**Data to process:**
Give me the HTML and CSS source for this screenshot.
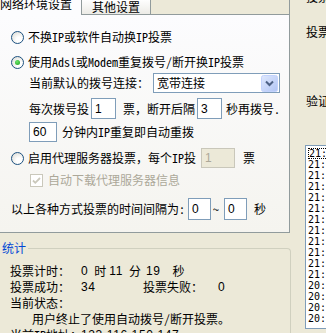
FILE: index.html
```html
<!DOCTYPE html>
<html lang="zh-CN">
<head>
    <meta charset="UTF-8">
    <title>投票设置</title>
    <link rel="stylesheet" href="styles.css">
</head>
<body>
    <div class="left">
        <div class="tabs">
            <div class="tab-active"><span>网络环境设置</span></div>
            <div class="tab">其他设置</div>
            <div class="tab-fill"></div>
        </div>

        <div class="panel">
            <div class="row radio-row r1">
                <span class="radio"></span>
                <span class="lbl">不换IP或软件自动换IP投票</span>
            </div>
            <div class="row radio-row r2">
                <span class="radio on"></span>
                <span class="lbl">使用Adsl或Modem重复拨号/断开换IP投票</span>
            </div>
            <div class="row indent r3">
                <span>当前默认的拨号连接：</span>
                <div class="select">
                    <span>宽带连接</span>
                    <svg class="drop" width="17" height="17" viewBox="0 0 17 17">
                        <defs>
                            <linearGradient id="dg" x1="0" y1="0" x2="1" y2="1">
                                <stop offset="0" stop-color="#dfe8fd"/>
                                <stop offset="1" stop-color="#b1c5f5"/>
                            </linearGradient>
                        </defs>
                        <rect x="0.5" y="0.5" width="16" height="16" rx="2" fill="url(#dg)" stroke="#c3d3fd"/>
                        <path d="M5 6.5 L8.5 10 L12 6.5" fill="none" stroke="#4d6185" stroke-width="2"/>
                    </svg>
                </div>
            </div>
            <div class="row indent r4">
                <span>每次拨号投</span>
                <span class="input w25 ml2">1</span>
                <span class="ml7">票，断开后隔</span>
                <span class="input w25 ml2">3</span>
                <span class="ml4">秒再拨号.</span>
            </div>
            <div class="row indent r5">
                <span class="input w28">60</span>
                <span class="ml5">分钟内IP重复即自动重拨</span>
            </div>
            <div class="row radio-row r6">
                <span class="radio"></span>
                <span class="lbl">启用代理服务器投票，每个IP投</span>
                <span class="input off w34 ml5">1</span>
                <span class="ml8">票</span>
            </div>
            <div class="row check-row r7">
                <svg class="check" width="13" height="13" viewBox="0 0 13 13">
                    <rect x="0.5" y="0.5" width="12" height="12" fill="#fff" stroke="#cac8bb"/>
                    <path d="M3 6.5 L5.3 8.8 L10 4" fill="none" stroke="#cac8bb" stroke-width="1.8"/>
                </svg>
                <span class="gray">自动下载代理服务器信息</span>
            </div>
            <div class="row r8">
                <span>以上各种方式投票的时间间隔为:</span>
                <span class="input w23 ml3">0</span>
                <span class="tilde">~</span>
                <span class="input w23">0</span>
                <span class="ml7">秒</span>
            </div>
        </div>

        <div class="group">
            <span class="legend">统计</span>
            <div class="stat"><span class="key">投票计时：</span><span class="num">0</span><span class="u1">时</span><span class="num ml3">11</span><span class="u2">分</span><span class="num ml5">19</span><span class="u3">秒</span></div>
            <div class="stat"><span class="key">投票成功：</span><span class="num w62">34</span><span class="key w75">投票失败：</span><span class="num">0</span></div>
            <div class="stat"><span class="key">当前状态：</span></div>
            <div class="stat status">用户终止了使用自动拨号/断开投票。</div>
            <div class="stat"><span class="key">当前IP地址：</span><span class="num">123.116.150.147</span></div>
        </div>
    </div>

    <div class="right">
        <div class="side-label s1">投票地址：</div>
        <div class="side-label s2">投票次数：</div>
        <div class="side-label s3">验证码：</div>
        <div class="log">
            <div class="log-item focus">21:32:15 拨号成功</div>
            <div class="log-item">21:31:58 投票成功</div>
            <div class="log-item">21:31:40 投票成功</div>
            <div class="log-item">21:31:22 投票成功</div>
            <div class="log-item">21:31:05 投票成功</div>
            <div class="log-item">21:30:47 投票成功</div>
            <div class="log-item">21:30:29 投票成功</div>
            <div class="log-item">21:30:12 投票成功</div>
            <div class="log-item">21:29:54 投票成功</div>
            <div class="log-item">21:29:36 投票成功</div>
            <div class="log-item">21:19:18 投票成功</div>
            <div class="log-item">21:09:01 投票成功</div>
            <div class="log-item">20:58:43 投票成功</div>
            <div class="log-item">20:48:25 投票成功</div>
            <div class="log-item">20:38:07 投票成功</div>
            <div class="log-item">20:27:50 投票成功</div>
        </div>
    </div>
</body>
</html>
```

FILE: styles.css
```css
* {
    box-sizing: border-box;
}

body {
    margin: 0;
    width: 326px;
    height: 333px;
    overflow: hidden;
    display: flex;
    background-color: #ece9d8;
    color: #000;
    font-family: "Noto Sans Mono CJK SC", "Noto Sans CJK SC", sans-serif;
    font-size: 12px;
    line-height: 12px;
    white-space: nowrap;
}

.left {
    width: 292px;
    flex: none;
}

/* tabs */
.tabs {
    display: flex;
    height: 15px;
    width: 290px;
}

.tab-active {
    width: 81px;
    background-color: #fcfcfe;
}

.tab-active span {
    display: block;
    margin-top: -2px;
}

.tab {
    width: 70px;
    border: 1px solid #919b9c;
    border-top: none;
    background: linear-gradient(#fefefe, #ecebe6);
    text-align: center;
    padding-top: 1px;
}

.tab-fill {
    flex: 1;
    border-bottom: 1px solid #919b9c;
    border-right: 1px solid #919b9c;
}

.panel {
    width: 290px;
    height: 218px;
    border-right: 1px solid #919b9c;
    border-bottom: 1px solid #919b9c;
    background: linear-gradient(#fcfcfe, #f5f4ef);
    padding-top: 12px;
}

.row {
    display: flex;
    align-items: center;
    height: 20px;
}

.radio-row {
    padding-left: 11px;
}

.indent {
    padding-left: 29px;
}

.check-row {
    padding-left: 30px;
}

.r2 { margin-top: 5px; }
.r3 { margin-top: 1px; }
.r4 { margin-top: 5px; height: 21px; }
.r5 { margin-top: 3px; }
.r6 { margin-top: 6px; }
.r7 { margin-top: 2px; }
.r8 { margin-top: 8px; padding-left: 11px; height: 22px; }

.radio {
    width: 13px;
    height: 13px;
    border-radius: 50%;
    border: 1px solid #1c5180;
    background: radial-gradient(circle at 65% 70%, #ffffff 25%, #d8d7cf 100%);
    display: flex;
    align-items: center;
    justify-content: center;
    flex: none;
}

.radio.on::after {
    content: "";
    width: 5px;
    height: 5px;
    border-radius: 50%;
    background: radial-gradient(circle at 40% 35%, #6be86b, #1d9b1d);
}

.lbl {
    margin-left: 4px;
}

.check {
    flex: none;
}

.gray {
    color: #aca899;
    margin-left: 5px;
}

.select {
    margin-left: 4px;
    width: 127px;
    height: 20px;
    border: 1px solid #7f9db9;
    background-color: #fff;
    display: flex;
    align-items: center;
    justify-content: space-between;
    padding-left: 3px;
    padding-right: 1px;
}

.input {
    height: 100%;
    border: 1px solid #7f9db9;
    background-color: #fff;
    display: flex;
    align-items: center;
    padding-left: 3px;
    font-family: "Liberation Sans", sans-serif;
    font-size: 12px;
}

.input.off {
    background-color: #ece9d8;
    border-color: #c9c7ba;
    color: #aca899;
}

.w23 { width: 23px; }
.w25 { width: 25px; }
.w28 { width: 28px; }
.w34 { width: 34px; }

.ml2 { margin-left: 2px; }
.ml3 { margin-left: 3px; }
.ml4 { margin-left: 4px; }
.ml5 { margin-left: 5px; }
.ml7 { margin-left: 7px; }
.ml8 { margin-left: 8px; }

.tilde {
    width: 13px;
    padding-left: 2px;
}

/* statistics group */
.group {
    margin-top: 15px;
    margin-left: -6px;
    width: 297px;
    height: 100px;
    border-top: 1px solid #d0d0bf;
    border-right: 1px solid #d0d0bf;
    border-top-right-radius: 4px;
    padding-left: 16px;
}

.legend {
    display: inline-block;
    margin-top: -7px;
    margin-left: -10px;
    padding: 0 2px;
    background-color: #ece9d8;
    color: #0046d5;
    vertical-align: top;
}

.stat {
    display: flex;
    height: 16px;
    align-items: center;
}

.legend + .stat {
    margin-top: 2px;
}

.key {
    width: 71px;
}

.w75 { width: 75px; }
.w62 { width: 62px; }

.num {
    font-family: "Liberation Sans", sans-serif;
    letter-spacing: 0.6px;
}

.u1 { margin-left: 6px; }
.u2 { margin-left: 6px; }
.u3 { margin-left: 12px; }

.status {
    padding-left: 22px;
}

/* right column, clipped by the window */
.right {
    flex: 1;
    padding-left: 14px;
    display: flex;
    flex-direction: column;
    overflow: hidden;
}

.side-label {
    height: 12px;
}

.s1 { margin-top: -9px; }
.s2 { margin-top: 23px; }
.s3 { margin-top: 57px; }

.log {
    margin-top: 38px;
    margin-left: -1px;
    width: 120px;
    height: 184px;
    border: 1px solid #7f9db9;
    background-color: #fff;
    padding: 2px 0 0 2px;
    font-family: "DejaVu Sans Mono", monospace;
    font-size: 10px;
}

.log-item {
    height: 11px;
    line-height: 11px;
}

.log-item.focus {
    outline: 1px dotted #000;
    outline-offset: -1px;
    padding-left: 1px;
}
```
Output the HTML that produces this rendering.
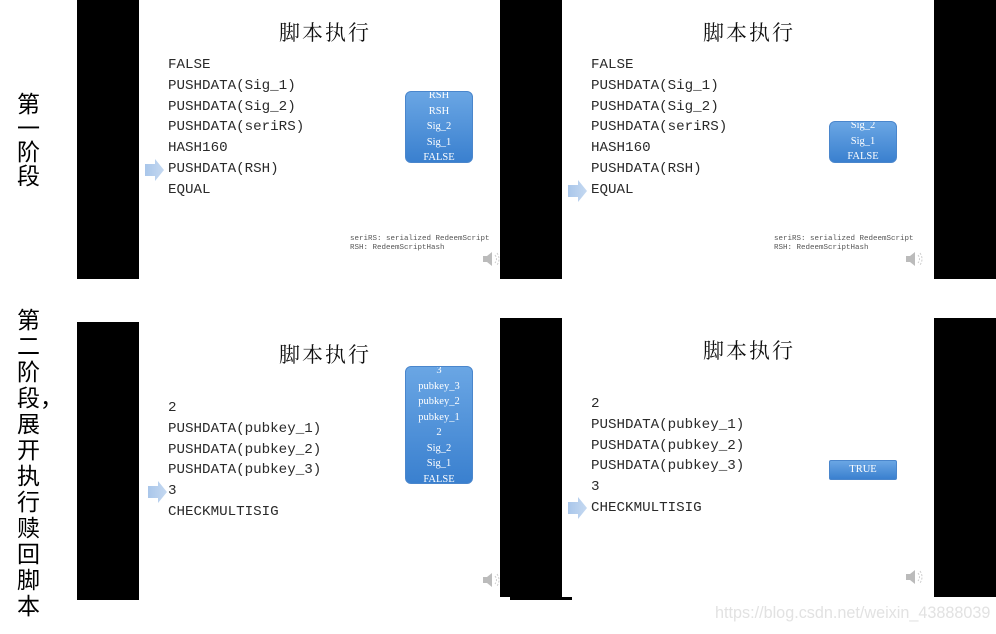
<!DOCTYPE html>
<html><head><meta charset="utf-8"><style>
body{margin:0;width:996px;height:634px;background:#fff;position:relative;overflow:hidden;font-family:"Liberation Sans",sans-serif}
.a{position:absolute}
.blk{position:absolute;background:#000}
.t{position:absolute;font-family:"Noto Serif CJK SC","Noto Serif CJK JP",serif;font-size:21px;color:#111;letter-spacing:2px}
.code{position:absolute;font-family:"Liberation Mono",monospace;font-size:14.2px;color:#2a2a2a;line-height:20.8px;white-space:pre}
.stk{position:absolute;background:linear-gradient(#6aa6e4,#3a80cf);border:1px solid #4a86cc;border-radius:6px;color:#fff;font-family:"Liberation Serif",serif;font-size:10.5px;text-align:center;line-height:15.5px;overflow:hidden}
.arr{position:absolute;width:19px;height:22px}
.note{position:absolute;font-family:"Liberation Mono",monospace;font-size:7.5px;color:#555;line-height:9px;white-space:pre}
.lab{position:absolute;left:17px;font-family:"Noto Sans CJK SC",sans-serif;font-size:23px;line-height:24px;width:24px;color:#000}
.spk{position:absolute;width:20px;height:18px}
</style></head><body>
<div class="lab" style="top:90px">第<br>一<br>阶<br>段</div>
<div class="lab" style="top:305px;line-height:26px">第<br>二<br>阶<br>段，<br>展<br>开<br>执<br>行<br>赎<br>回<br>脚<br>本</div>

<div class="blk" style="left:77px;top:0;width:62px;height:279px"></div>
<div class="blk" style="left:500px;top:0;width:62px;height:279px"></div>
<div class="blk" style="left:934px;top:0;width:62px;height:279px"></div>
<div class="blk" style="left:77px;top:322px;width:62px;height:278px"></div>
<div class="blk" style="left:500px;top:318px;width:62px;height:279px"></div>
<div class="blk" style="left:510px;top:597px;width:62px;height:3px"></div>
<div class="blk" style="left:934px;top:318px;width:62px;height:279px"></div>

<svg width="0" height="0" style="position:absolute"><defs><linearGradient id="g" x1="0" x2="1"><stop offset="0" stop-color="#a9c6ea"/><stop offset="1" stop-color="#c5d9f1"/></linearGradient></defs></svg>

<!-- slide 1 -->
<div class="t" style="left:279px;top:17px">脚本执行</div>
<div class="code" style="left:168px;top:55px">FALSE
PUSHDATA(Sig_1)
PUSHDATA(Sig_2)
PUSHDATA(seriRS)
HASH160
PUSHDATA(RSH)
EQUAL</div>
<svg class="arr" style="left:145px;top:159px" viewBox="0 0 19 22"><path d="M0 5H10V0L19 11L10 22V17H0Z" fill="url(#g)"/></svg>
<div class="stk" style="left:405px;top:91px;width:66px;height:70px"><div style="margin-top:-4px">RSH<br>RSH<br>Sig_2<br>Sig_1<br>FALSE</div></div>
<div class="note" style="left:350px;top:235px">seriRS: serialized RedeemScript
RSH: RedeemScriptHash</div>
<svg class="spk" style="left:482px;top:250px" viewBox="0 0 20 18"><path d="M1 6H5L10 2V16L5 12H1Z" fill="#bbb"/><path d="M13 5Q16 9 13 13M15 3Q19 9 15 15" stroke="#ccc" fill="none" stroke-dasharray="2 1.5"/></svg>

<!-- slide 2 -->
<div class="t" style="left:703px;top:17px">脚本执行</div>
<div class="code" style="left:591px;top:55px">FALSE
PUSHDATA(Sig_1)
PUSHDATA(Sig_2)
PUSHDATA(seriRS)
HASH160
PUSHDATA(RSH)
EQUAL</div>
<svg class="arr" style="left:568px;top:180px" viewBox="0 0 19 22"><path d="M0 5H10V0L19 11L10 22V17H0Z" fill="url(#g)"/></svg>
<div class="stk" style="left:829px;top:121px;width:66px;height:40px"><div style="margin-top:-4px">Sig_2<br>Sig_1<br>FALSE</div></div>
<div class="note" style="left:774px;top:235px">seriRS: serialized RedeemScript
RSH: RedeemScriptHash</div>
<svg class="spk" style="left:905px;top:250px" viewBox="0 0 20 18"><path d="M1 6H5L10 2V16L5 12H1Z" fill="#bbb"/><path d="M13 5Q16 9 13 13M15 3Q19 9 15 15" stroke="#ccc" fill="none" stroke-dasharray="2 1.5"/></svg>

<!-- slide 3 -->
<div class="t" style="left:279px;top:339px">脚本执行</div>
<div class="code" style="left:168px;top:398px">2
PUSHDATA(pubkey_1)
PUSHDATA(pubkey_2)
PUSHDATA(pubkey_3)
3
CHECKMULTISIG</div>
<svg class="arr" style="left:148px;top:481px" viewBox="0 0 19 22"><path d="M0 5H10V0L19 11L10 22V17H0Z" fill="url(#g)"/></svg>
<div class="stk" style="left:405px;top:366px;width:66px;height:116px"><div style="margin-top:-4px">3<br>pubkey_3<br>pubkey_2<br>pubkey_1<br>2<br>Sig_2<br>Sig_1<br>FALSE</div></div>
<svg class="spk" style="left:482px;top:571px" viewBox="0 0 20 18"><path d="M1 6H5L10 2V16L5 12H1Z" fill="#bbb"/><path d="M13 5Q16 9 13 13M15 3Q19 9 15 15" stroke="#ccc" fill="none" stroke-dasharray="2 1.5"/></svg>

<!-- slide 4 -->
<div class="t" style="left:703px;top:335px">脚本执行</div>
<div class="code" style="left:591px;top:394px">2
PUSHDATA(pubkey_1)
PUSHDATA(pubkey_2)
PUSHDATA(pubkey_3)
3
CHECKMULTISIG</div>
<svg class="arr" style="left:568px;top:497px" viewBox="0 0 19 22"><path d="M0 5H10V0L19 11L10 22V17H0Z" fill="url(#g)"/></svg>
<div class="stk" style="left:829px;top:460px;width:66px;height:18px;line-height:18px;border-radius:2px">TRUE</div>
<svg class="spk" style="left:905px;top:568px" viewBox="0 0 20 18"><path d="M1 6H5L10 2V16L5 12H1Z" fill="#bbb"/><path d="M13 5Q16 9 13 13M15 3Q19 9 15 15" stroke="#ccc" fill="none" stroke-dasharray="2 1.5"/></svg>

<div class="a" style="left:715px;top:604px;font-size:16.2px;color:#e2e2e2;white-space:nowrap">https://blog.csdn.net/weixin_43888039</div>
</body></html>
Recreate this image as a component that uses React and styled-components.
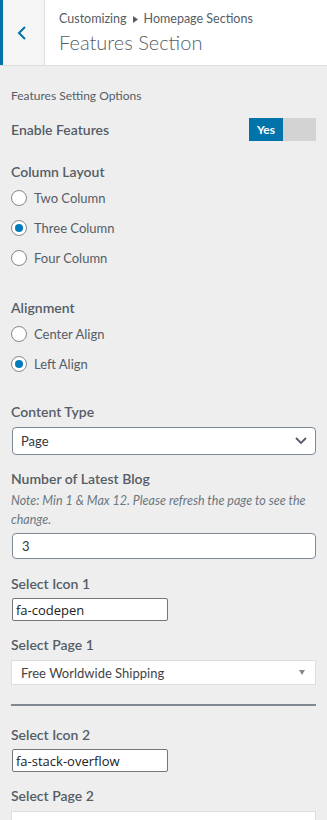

**Exercise:**
Count each line where the string "that" occurs, and write only the number.

**Completed exercise:**
2